In Canada's largest urban centres, it's quite common to see white and blue Car2go smart cars and the green Zipcar logo prominently displayed in subcompact automobiles, dotting downtown streets and parking lots.

Canadians have embraced the convenience and cost-effectiveness of sharing cars, which eliminates spending on vehicle maintenance, insurance costs and daily parking hassles. Smartphone apps help you find, book and get walking directions in most instances and you can even find out how much gas is left in the tank in many cases.

In May 2014, Vancouver boasted the largest fleet of Car2go smart cars in North America with more than 700 of the Mercedes vehicles in operation and over 40,000 members enrolled.

But the smaller cities and towns like Fernie, B.C., Sherbrooke, Quebec and Saskatoon, Saskatchewan are getting in on the action too. While there may be only a few Nissan Versas available to members and casual drivers right now, we can expect The Saskatoon Carshare Co-op to attract more users in the coming months.

Those focused on environmental issues point out that for every car share, there are five less vehicles on the road. Add to that the reduction in traffic congestion, noise and decreasing wear and tear on public infrastructure and you can see why the car sharing industry is expected to grow to $6.2 billion worldwide in 2020, up from about $1 billion in 2013, according to Navigant Research.

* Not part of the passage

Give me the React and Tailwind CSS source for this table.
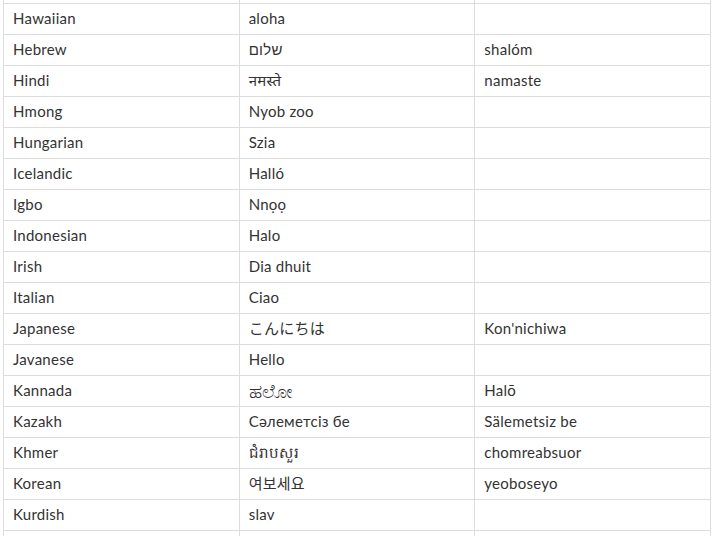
const rows = [
  ["", "", ""],
  ["Hawaiian", "aloha", ""],
  ["Hebrew", "שלום", "shalóm"],
  ["Hindi", "नमस्ते", "namaste"],
  ["Hmong", "Nyob zoo", ""],
  ["Hungarian", "Szia", ""],
  ["Icelandic", "Halló", ""],
  ["Igbo", "Nnọọ", ""],
  ["Indonesian", "Halo", ""],
  ["Irish", "Dia dhuit", ""],
  ["Italian", "Ciao", ""],
  ["Japanese", "こんにちは", "Kon'nichiwa"],
  ["Javanese", "Hello", ""],
  ["Kannada", "ಹಲೋ", "Halō"],
  ["Kazakh", "Сәлеметсіз бе", "Sälemetsiz be"],
  ["Khmer", "ជំរាបសួរ", "chomreabsuor"],
  ["Korean", "여보세요", "yeoboseyo"],
  ["Kurdish", "slav", ""],
  ["", "", ""],
];

const App = () => {
  return (
    <div className="h-[536px] w-[715px] overflow-hidden bg-white font-['Lato','Noto_Sans','Noto_Sans_CJK_JP',sans-serif] text-[15px] tracking-[0.25px] text-[#333]">
      <table className="-mt-[28px] ml-[3px] w-[708px] table-fixed border-collapse">
        <tbody>
          {rows.map((r, n) => (
            <tr key={n} className="h-[31px]">
              {r.map((c, i) => (
                <td
                  key={i}
                  className={
                    c === "ಹಲೋ"
                      ? "border border-[#ddd] px-[9px] pt-0 pb-[1px] text-[19px] leading-[29px] whitespace-nowrap"
                      : "border border-[#ddd] px-[9px] pt-0 pb-[1px] leading-[29px] whitespace-nowrap"
                  }
                >
                  {c}
                </td>
              ))}
            </tr>
          ))}
        </tbody>
      </table>
    </div>
  );
};

export default App;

But not all the experts expect a smooth road for car sharing services. Some believe that city governments will get more involved in the business, either by stepping in with regulations on ride sharing and peer-to-peer services or taking a direct investment in the companies themselves.

San Francisco-based Uber, which offers taxis, limos and car sharing services in 40 countries worldwide through a smartphone app, is now in a legal tussle with the City of Toronto because it is trying to bypass licensing fees and higher insurance rates faced by other taxi services, claiming it is a technology company and should be subject to different rules. Uber is currently facing 35 bylaw infractions related to operating an unlicensed limousine and taxi businesses in Toronto and is well-prepared to battle in court, at least financially, considering the firm has raised $1.2 billion in funding recently from Google Ventures, Fidelity Investments and BlackRock Inc.

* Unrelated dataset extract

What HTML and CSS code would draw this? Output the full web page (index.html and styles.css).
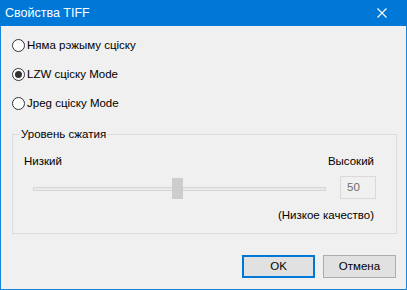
FILE: index.html
```html
<!DOCTYPE html>
<html lang="ru">
<head>
  <meta charset="UTF-8">
  <title>Свойства TIFF</title>
  <link rel="stylesheet" href="styles.css">
</head>
<body>
  <div class="window">
    <div class="titlebar">
      <span class="title">Свойства TIFF</span>
      <svg class="close" width="10" height="10" viewBox="0 0 10 10">
        <path d="M0.5 0.5 L9.5 9.5 M9.5 0.5 L0.5 9.5" stroke="white" stroke-width="1.1" fill="none"/>
      </svg>
    </div>
    <div class="content">
      <div class="options">
        <div class="option"><span class="radio"></span>Няма рэжыму сціску</div>
        <div class="option"><span class="radio checked"></span>LZW сціску Mode</div>
        <div class="option"><span class="radio"></span>Jpeg сціску Mode</div>
      </div>
      <fieldset class="group">
        <legend>Уровень сжатия</legend>
        <div class="labels">
          <span>Низкий</span>
          <span>Высокий</span>
        </div>
        <div class="slider-row">
          <div class="track"><div class="thumb"></div></div>
          <div class="valuebox">50</div>
        </div>
        <div class="caption">(Низкое качество)</div>
      </fieldset>
      <div class="buttons">
        <div class="btn default">OK</div>
        <div class="btn">Отмена</div>
      </div>
    </div>
  </div>
</body>
</html>
```

FILE: styles.css
```css
body {
  margin: 0;
  font-family: "Liberation Sans", "Noto Sans", sans-serif;
  font-size: 11.5px;
  color: #000;
}
.window {
  width: 407px;
  height: 290px;
  box-sizing: border-box;
  border: 1px solid #1883d7;
  border-top: none;
  background-color: #f0f0f0;
  display: flex;
  flex-direction: column;
}
.titlebar {
  height: 26px;
  margin: 0 -1px;
  background-color: #0078d7;
  color: white;
  display: flex;
  align-items: center;
  justify-content: space-between;
  padding: 0 20px 0 5px;
  box-sizing: border-box;
}
.title {
  font-size: 12.5px;
  line-height: 16px;
}
.content {
  padding: 0 9px 0 11px;
  display: flex;
  flex-direction: column;
}
.options {
  padding-top: 11px;
  display: flex;
  flex-direction: column;
  gap: 13px;
}
.option {
  height: 16px;
  line-height: 16px;
  display: flex;
  align-items: center;
  gap: 2px;
}
.radio {
  width: 13px;
  height: 13px;
  box-sizing: border-box;
  border: 1px solid #333;
  border-radius: 50%;
  background-color: white;
  display: flex;
  align-items: center;
  justify-content: center;
}
.radio.checked::after {
  content: '';
  width: 7px;
  height: 7px;
  border-radius: 50%;
  background-color: #333;
}
.group {
  margin: 15px 0 0 0;
  padding: 0 22px 10px 11px;
  border: 1px solid #dcdcdc;
  min-width: 0;
}
.group legend {
  margin-left: -4px;
  padding: 0 1px;
  line-height: 16px;
}
.labels {
  margin-top: 11px;
  line-height: 16px;
  display: flex;
  justify-content: space-between;
}
.slider-row {
  margin-top: 7px;
  margin-right: -2px;
  height: 23px;
  display: flex;
}
.track {
  position: relative;
  flex: 1;
  height: 4px;
  margin: 11px 14px 0 9px;
  box-sizing: border-box;
  border: 1px solid #d6d6d6;
  background-color: #e7eaea;
}
.thumb {
  position: absolute;
  left: 138px;
  top: -10px;
  width: 11px;
  height: 21px;
  background-color: #cdcdcd;
}
.valuebox {
  width: 36px;
  height: 23px;
  box-sizing: border-box;
  border: 1px solid #d9d9d9;
  color: #6d6d6d;
  line-height: 21px;
  padding-left: 6px;
}
.caption {
  margin-top: 8px;
  line-height: 16px;
  text-align: right;
}
.buttons {
  margin-top: 21px;
  display: flex;
  justify-content: flex-end;
  gap: 8px;
  padding-right: 1px;
}
.btn {
  width: 73px;
  height: 23px;
  box-sizing: border-box;
  border: 1px solid #adadad;
  background-color: #e1e1e1;
  text-align: center;
  line-height: 21px;
}
.btn.default {
  border: 2px solid #0078d7;
  line-height: 19px;
}
```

Furthermore, insurance companies have yet to finalize specific policies geared toward car and ride-sharing operations. In some cases, the car and ride sharing firms provide clients with the minimum liability requirements. Therefore, should an accident occur that exceeds the minimum coverage, individual clients are responsible for paying for injuries and property damage.

Aside from insurance and regulatory issues, which will eventually be resolved, consumers have already put car sharing services on the fast track.